§ **Short exercise**
Locate every line in the material below that has the word "components". Copy each of those lines.

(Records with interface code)
══════════

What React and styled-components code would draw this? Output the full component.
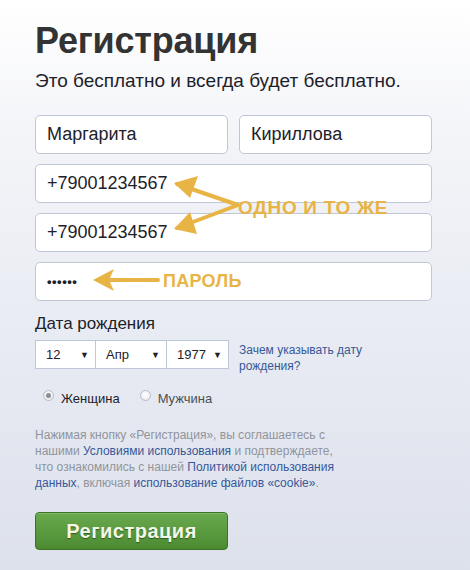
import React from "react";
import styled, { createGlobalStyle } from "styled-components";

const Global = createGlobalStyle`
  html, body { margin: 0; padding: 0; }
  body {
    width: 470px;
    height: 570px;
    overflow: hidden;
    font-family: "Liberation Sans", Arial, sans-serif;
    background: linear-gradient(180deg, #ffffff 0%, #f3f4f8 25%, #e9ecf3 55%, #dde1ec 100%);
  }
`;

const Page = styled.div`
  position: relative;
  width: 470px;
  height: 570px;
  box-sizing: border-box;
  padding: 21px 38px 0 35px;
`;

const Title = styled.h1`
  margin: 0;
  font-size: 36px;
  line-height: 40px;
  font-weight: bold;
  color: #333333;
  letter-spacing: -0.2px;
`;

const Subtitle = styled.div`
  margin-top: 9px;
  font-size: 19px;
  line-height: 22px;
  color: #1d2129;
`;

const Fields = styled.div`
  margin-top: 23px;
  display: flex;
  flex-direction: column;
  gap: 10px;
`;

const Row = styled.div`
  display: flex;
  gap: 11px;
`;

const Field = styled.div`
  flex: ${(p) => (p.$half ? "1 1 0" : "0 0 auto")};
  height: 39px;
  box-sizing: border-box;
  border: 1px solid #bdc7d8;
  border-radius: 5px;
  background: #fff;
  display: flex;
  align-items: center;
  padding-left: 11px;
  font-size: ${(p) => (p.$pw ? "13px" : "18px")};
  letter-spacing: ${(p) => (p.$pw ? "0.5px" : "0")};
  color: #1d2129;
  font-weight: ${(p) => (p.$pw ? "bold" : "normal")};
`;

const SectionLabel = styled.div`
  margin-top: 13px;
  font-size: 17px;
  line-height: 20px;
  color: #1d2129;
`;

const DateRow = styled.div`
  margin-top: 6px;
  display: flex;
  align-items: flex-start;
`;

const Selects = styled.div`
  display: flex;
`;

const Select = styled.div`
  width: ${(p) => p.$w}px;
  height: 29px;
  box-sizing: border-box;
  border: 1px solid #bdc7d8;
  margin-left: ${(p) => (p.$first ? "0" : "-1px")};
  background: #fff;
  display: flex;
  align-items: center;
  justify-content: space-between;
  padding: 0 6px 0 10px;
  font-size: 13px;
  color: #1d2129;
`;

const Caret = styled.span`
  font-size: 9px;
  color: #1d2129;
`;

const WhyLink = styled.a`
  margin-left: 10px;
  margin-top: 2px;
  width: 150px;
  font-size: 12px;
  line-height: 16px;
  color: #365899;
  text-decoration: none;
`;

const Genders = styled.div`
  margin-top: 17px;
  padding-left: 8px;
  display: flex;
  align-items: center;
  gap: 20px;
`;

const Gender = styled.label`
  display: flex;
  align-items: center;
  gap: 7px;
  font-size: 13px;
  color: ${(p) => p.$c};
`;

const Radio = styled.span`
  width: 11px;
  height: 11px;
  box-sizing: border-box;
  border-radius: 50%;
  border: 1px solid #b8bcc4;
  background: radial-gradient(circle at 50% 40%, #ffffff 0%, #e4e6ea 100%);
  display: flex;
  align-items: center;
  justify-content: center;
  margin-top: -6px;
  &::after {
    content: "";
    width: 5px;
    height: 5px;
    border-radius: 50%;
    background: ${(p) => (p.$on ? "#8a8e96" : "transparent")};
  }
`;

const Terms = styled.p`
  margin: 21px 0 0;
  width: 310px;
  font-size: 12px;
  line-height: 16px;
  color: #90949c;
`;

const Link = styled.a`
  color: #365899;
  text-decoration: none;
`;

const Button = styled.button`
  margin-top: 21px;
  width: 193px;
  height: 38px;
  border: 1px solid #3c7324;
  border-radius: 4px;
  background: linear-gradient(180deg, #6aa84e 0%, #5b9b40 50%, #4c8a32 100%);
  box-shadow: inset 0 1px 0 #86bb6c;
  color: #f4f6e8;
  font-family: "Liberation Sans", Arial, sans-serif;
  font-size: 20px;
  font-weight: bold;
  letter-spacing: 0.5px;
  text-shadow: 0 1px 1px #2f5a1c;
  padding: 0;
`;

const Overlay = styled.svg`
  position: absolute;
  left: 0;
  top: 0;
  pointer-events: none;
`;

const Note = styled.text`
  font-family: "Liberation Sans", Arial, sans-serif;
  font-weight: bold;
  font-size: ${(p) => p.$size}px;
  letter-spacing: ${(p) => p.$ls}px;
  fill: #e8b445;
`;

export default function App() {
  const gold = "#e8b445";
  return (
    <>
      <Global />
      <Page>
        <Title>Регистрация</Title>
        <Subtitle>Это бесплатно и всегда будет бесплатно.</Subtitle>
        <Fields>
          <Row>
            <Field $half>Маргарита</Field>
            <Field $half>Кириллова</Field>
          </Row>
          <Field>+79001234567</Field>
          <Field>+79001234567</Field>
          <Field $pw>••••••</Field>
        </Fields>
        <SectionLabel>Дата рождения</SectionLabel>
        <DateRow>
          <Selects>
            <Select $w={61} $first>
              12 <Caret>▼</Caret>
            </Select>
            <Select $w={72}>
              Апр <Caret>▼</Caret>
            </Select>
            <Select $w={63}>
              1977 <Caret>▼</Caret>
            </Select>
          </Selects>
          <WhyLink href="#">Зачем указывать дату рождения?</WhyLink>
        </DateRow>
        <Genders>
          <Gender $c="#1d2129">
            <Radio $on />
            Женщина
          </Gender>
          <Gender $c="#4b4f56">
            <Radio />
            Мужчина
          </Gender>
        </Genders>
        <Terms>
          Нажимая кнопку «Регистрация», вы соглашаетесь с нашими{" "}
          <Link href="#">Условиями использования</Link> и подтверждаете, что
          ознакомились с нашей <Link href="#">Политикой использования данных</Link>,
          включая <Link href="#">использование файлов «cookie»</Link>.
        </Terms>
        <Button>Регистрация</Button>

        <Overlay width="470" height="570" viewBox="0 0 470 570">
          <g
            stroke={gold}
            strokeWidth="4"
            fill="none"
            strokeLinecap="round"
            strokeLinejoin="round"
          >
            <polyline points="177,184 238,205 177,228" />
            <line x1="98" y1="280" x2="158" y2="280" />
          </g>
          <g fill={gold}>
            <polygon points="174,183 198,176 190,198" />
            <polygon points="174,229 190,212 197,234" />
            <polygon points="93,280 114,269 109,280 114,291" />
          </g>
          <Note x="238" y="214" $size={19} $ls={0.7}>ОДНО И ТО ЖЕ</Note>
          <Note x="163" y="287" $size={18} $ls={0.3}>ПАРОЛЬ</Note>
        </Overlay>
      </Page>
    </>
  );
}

══════════

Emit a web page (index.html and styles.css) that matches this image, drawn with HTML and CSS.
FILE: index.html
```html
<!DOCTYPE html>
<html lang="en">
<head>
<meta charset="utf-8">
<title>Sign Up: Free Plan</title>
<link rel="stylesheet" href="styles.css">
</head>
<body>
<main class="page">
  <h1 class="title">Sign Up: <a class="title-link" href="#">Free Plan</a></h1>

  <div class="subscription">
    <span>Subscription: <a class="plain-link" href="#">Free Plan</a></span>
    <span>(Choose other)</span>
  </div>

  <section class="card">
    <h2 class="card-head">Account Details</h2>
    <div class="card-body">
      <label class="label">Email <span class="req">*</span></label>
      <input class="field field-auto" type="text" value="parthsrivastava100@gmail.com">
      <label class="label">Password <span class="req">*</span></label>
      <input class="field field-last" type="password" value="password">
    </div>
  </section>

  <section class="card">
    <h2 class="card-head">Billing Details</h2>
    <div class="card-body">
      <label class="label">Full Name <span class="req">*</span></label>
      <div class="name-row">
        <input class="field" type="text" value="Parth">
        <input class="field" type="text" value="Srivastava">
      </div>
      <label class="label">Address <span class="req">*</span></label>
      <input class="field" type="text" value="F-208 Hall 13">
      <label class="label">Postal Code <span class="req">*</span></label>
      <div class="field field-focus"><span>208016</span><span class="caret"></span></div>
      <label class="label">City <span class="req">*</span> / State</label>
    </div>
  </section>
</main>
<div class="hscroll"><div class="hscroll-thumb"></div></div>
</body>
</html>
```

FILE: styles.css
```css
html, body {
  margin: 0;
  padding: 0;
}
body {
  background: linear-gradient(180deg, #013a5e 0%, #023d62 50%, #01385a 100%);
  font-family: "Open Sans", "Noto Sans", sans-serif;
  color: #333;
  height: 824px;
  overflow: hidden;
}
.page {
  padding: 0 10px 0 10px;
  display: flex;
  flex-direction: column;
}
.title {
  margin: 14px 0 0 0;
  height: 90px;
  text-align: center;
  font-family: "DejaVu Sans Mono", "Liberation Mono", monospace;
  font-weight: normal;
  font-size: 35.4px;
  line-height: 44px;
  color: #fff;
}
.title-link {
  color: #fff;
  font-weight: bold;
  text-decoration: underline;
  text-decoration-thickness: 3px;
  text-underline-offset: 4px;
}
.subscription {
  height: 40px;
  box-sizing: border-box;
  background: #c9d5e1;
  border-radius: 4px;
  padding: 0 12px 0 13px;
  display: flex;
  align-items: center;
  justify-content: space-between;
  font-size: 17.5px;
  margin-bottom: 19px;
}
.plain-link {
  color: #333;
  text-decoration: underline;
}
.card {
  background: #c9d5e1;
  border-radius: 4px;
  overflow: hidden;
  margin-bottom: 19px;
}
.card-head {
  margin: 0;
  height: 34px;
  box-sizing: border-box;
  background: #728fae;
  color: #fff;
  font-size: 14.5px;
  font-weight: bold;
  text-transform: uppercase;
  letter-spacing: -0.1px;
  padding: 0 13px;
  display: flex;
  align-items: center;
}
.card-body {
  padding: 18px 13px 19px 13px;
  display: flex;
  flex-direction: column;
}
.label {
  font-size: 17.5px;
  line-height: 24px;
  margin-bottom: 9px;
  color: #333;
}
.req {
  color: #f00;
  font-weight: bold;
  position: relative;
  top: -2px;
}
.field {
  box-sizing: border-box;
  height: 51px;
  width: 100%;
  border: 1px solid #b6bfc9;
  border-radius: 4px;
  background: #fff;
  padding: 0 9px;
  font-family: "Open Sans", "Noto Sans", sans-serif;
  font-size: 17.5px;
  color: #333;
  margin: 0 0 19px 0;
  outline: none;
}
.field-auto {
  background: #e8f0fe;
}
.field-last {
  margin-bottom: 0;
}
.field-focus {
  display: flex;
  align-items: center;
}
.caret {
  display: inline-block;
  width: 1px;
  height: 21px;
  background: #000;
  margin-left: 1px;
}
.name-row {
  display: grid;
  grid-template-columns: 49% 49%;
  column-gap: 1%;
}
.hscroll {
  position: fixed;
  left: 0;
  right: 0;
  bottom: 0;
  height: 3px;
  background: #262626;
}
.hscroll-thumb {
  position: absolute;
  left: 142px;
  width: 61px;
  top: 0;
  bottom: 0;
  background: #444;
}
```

══════════

§ **Result of this exercise**
What React and styled-components code would draw this? Output the full component.
import styled, { createGlobalStyle } from "styled-components";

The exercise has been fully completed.